Fatima, a one-year-old girl from southeastern Iraq, suffered third-degree burns over 70 percent of her body after a gas explosion. The blast left most of her face and torso disfigured, preventing her from using her hands for many day-to-day activities.
Members of the Dartmouth community are now working with Hope.MD, a non-profit founded by U.S. Army physician and Capt. Jon Heavey ’97 in 2007, to bring Fatima to the Upper Valley for reconstructive surgery at Dartmouth-Hitchcock Medical Center.
Hope.MD works to connect Iraqi and Afghani children in need of medical care with specialists and hospitals around the world.
Heavy contacted DHMC executive medical director John Butterly and pediatric plastic surgeon Mitchell Stotland over a year and a half ago to see whether they would be interested in helping an Iraqi child, Stotland said. Hope.MD decided in February 2009 to bring Fatima to the United States for the procedure.
“I said, Of course I’m interested,'” Stotland said. “Pediatric reconstructive surgery is what I do.”
Heavey, who is currently on active duty, could not comment for this article per Army regulations.
DHMC will help pay for the cost of Fatima’s operations, and medical equipment manufacturers will provide the relevant surgical supplies free of charge, Stotland said.
Stotland said he heard on Wednesday that the family’s visa application was approved, so Fatima will arrive in the United States in the next few weeks. The operation will likely take place this summer, and follow-up treatment will take at least six months, Stotland said.
Hope.MD requested that Fatima’s last name and her mother’s name not be disclosed due to concerns about their safety in Iraq.
Heavey, who served as student body president as an undergraduate, also contacted Linda Kennedy, assistant dean of student life, to ask whether members of the Dartmouth community could provide social support or help find housing for Fatima and her mother.
“I knew Jon when he was an undergraduate here,” Kennedy said. “He has an interesting story because he was a transfer student, and when he transferred, he just fell for Dartmouth. I think he is a very competent, bright and obviously a very big-hearted person.”
Kennedy enlisted Rabbi Edward Boraz of Dartmouth Hillel to help find an Arabic-speaking family in the Upper Valley willing to host Fatima and her mother.
Former Student Body Vice President Nafeesa Remtilla ’09 contacted campus organizations to help raise funds. In response, Kappa Delta Epsilon sorority and Sigma Alpha Epsilon fraternity raised several hundred dollars for Hope.MD at a charity barbecue, Remtilla said.
“I think this is a really beautiful story of community,” Kennedy said. “Many of those involved are Jewish, and the family is Muslim, so it really is a beautiful coming together at Dartmouth for this one little girl.”
Heavey said in an interview with The Washington Post that he was inspired to start Hope.MD after being deployed to Baghdad.

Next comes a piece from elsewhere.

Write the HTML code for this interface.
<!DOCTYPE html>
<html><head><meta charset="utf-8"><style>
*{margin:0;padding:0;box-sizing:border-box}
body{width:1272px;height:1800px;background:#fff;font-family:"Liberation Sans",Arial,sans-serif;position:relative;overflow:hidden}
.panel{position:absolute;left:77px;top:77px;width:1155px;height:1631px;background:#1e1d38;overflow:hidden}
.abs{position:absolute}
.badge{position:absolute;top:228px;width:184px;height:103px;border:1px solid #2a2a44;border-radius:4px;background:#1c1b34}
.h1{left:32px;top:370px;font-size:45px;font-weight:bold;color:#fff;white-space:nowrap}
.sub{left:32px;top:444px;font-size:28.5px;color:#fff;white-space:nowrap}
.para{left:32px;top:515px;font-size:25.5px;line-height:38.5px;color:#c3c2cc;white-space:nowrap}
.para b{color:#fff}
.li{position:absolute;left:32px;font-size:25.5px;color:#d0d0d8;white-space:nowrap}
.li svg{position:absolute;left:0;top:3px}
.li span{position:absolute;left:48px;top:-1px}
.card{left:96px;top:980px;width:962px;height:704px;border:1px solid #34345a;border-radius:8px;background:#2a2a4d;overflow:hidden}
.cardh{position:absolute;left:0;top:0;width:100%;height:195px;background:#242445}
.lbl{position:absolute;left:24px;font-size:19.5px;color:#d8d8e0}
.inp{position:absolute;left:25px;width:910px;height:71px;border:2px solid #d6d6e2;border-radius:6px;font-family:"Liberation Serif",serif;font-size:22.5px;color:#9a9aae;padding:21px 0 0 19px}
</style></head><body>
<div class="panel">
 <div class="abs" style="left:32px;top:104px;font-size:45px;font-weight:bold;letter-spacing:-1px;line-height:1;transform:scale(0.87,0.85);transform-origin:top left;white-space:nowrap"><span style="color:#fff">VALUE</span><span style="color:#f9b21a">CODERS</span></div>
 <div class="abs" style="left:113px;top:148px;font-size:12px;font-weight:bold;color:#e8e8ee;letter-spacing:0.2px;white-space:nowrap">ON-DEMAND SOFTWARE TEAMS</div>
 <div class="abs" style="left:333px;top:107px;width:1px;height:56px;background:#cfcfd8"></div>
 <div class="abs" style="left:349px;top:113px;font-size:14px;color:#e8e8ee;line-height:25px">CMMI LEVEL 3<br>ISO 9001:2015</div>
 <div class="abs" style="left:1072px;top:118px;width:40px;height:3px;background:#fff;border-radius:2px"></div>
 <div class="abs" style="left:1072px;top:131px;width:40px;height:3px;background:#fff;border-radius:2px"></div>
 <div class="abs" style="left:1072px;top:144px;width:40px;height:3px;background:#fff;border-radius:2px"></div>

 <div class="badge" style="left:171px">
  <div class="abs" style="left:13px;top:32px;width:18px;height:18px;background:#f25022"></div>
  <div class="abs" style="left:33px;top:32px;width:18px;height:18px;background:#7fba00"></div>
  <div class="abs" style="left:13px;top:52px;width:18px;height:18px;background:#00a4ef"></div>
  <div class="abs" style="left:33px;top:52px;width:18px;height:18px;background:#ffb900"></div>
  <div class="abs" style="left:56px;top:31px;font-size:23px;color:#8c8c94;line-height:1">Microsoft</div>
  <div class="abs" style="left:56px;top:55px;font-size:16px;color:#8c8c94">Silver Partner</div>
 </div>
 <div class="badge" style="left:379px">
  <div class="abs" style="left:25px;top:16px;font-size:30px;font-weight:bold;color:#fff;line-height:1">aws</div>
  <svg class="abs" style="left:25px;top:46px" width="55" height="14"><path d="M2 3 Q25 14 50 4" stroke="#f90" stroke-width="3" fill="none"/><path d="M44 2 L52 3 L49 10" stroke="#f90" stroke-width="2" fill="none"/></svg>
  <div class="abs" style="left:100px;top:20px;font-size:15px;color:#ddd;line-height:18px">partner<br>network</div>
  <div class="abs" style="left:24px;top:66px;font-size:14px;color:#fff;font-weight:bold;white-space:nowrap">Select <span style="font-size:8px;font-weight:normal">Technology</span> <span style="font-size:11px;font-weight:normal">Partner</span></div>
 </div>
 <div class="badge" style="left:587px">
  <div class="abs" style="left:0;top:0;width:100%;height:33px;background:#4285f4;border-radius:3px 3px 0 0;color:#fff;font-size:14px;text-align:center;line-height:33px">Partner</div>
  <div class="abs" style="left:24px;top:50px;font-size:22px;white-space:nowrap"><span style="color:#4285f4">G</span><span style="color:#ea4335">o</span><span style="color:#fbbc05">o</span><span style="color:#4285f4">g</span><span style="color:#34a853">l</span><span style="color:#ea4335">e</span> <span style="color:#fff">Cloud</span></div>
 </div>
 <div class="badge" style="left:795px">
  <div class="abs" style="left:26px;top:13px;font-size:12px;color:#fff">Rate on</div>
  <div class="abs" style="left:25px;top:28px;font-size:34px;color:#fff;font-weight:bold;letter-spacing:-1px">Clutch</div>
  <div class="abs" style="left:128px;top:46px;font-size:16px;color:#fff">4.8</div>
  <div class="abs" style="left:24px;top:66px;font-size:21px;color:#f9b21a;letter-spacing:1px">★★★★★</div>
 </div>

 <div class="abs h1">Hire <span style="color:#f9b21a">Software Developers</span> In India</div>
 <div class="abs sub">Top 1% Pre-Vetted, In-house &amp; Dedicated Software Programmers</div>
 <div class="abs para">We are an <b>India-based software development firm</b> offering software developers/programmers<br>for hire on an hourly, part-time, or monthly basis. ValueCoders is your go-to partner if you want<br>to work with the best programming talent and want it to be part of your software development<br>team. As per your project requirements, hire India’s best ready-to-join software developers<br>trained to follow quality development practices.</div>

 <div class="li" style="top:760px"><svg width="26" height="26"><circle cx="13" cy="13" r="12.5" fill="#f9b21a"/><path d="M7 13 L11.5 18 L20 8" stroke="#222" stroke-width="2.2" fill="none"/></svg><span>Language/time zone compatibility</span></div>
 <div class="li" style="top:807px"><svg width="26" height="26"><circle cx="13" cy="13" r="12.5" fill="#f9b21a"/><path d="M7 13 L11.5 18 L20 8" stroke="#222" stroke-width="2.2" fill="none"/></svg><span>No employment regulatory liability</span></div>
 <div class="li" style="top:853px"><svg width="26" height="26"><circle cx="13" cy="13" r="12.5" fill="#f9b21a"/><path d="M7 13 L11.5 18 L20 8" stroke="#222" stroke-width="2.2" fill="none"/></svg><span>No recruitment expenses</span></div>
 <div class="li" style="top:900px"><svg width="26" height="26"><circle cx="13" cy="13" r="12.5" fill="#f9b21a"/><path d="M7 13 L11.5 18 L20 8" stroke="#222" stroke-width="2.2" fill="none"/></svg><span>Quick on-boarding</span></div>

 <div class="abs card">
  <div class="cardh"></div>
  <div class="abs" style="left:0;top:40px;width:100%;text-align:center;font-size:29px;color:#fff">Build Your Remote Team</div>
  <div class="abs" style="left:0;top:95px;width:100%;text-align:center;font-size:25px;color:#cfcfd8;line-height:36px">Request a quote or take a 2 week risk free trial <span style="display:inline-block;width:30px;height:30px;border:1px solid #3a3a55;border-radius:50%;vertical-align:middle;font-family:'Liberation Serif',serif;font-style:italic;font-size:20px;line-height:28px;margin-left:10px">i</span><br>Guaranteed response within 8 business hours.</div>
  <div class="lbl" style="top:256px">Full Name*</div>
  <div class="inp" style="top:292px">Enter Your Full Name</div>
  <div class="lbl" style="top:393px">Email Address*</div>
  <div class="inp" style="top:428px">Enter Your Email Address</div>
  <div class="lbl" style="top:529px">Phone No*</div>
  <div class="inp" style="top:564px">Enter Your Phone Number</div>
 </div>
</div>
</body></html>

Doctors there told Heavey about a two-year-old boy in the city with a heart ailment who could not receive the care he needed, according to The Post.
“There were no options for children who needed medical care because there were no non-profits left,” Hope.MD spokesperson Tristan Burton said in an interview with The Dartmouth. “The Red Cross and everybody else had pulled out.”
Heavey, who is an emergency room physician at Walter Reed Army Medical Center when he is not deployed abroad, sent the child’s medical records to a doctor at the University of Virginia, who agreed to treat the boy for free, The Post reported. Heavey helped the boy and a female guardian apply for visas to the United States, but the boy died before he could receive treatment, according to The Post.
Heavey subsequently decided to form Hope.MD with fellow Army captain and medic John Knight.
“[Heavey] has young kids,” Burton said. “So when he is over there, he identifies with the fact that the kids there need medical help. He is thinking, What if it was my child? If it were my child I would want him to get help.'”
Heavey and Knight initially had difficulty finding donors, Burton said, and paid for most of the initial costs themselves or asked friends and family for contributions.
The organization has also solicited donations from defense contractors and oil companies that operate in Iraq, Burton said, but none of the corporations have responded.